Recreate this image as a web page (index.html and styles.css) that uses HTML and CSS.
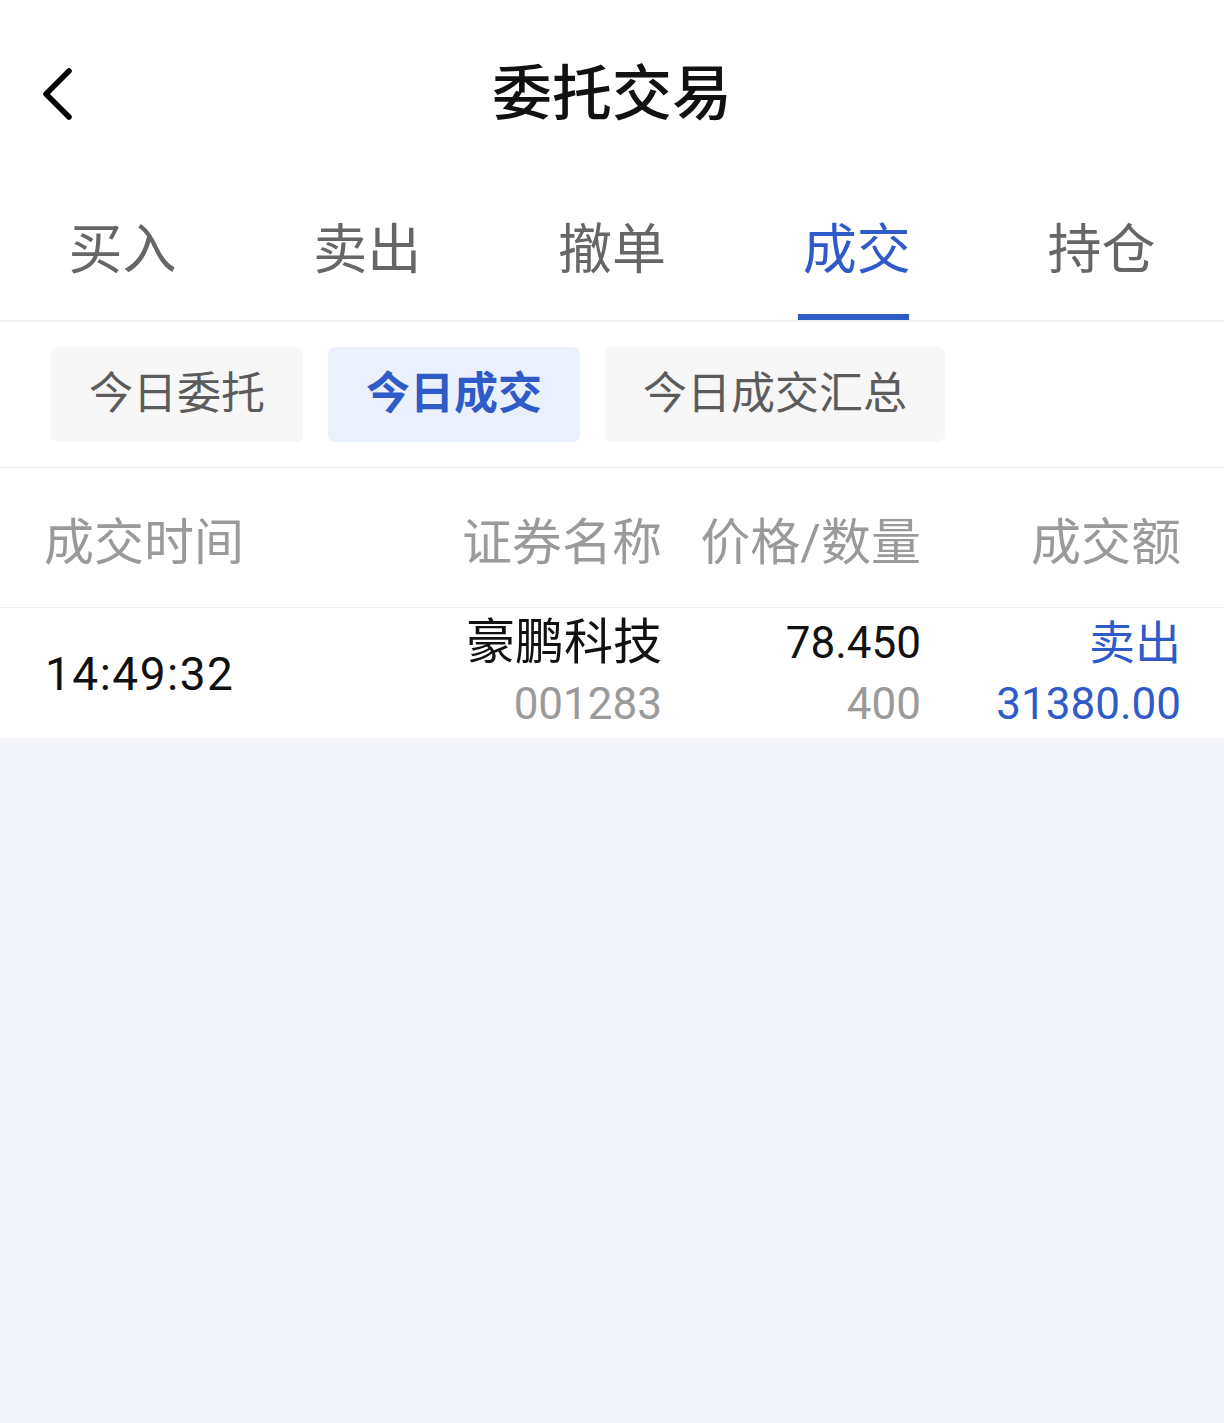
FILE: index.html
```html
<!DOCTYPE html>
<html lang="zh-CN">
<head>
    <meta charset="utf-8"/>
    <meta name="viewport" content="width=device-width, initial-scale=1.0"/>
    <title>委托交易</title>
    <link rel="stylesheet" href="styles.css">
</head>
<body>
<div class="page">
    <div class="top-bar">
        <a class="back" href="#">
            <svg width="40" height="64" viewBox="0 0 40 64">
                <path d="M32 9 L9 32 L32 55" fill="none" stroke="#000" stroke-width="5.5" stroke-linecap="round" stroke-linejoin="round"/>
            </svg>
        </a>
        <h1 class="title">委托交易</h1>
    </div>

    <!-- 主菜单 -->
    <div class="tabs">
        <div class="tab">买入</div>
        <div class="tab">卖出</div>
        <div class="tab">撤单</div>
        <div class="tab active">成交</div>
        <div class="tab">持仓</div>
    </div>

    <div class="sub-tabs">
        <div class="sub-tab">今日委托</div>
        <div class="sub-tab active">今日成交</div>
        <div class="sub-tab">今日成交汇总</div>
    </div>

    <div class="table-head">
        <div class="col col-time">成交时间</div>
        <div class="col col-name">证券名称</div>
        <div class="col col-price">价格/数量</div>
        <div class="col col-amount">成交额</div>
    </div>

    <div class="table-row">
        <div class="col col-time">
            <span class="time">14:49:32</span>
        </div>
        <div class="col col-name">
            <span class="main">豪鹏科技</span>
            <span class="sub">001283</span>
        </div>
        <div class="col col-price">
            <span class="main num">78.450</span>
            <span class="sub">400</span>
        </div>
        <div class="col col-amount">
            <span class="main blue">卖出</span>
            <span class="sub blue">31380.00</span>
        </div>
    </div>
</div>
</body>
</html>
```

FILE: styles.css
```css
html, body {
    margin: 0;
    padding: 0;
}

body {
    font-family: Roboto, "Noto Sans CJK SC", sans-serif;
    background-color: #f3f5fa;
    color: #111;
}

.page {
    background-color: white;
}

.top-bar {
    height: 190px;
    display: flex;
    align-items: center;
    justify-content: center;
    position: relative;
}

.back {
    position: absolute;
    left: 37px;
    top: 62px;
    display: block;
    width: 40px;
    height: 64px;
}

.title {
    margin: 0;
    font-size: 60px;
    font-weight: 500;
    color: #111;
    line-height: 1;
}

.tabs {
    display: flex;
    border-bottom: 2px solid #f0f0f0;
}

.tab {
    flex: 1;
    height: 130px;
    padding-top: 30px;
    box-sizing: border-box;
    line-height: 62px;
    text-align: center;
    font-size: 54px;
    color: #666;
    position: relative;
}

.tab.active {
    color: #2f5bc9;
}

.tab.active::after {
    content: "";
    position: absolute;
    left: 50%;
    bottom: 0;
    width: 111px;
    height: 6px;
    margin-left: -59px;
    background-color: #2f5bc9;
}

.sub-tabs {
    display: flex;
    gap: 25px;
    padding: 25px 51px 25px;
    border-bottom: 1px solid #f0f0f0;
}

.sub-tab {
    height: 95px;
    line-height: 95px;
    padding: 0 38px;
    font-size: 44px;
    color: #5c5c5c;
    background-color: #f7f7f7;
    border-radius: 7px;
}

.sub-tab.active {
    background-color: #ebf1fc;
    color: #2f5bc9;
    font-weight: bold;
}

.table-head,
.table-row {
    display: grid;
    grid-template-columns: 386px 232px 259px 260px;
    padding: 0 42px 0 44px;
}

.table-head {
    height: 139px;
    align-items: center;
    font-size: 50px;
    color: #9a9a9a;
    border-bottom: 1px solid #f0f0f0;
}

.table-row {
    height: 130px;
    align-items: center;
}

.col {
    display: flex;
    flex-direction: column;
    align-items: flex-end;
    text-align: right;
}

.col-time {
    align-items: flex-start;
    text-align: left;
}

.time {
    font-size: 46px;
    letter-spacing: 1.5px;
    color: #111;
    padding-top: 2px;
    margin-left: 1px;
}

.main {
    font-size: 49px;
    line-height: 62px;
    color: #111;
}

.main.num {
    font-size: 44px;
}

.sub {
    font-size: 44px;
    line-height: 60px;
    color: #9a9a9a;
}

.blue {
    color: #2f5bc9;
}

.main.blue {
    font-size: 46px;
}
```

---

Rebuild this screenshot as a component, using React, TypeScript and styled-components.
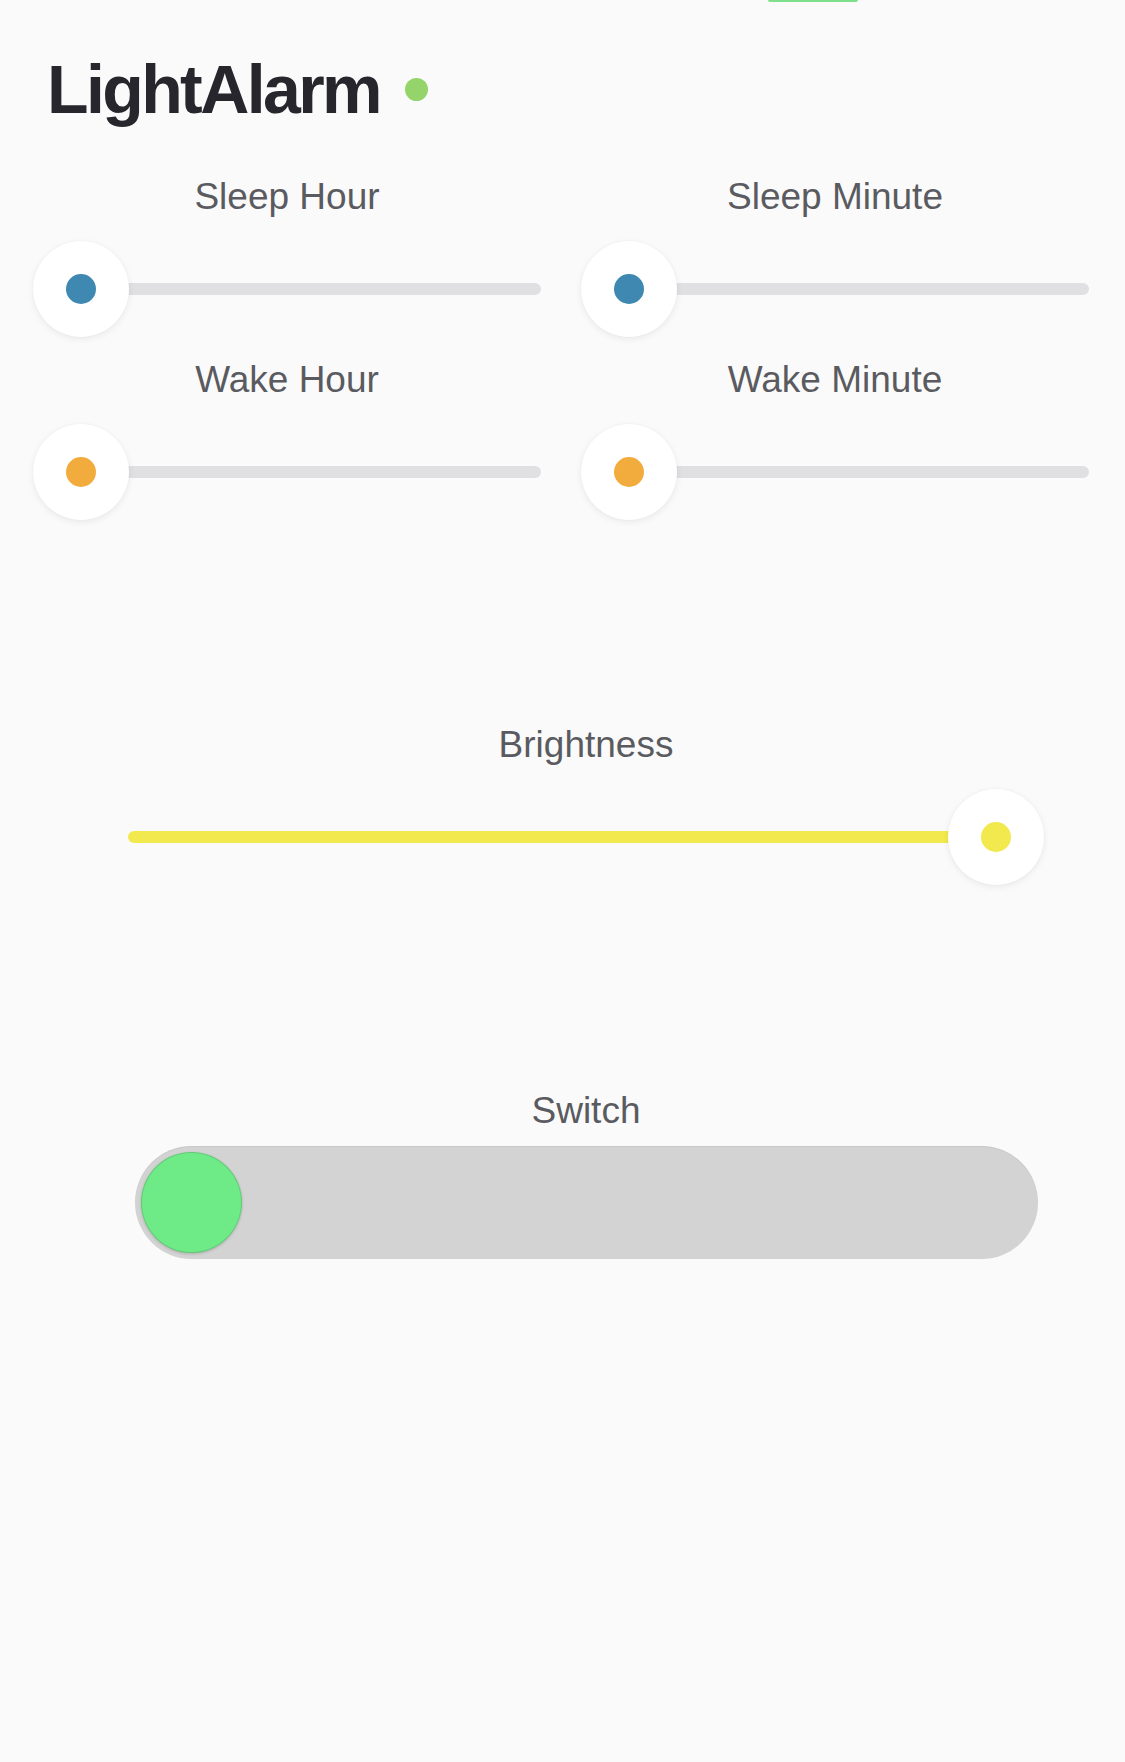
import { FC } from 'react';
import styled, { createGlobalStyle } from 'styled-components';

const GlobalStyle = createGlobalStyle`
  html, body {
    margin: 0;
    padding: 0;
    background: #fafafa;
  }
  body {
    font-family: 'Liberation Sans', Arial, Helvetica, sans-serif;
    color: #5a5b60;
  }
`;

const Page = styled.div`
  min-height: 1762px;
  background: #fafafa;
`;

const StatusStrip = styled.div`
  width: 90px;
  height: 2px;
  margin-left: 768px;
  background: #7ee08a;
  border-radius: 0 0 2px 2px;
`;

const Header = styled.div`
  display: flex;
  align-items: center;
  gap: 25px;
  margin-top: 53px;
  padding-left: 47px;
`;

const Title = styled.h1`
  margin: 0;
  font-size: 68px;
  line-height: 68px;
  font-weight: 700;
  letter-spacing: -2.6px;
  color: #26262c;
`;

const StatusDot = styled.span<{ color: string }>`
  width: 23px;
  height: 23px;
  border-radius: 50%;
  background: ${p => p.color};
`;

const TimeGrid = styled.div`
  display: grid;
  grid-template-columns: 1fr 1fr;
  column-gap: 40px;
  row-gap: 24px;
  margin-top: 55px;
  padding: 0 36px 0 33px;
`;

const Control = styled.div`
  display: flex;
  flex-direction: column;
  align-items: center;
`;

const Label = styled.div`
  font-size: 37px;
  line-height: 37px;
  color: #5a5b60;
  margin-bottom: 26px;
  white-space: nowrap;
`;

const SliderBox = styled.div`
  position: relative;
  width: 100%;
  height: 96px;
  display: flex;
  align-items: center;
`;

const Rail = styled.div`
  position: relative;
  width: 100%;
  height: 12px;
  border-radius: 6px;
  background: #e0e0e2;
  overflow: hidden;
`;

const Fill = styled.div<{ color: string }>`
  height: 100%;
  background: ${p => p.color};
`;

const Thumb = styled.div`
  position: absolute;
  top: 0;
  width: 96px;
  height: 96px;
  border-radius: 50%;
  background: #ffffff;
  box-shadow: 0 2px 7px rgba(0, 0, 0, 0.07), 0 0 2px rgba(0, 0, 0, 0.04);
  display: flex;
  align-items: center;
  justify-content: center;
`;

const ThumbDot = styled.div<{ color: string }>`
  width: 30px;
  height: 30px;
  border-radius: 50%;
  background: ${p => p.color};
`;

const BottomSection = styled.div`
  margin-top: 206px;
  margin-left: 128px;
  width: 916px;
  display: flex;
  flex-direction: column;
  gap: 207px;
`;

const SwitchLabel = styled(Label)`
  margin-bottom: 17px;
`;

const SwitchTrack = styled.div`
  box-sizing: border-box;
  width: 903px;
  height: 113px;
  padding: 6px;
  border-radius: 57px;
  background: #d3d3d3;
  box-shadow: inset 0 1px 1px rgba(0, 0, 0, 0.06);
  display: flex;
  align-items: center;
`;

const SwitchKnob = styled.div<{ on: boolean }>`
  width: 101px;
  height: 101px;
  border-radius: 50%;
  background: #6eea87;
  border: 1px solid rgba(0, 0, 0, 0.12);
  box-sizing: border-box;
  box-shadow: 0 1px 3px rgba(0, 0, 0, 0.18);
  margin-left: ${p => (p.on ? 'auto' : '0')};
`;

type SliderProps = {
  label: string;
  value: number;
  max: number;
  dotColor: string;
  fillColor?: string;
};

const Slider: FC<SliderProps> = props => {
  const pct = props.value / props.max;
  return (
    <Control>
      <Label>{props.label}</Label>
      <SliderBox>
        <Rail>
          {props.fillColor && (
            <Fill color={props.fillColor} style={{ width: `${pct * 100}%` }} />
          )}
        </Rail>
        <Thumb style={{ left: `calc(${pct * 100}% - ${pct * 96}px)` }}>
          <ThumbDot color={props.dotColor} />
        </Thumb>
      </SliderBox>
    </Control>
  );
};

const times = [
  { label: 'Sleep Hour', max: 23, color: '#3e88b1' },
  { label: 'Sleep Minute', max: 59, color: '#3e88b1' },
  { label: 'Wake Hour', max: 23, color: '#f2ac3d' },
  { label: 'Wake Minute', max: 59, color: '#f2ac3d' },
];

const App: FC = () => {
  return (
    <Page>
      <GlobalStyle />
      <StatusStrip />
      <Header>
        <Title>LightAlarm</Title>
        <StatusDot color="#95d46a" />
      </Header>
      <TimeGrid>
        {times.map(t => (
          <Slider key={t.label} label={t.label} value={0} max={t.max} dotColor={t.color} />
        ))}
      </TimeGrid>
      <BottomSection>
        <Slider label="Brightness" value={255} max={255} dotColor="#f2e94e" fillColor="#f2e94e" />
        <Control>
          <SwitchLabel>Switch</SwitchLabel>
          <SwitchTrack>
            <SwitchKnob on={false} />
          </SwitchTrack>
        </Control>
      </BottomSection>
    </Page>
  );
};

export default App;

---

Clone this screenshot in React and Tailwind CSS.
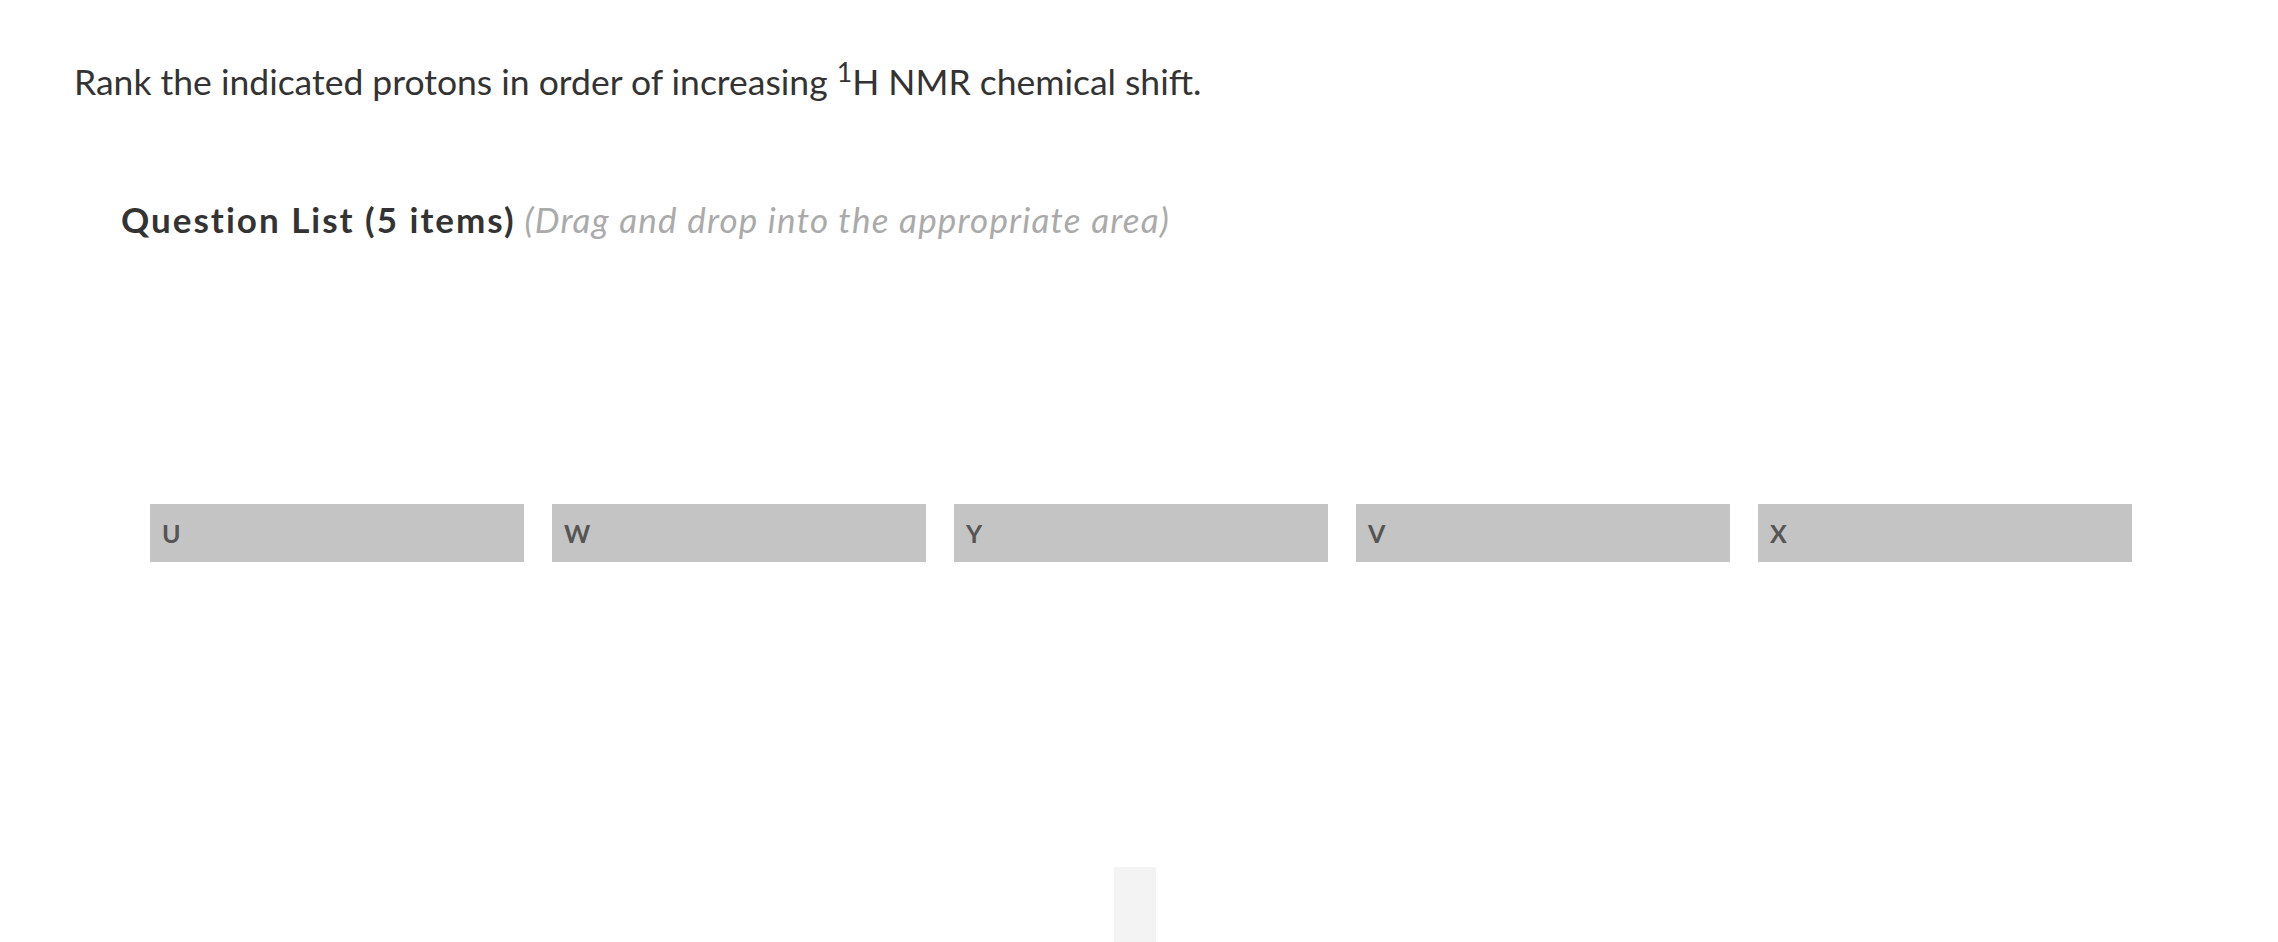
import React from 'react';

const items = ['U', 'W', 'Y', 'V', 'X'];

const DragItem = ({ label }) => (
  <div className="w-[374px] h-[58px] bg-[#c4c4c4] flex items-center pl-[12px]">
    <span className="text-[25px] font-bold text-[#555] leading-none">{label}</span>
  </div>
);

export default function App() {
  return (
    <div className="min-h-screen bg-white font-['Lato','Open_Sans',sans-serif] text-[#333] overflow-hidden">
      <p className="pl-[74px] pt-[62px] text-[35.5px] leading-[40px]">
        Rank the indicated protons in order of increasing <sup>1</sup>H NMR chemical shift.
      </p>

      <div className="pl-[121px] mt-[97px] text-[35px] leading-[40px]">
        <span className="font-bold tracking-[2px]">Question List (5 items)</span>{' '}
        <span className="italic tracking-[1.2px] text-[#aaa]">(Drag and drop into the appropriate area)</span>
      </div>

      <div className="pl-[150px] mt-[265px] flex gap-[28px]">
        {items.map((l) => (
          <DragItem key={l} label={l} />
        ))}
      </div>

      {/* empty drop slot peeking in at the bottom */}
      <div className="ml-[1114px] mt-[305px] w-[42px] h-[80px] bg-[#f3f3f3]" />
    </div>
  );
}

- TASK BRIEF -
Pull out every line containing "index".

- EXERCISE OUTPUT -
Recreate this image as a web page (index.html and styles.css) that uses HTML and CSS.
FILE: index.html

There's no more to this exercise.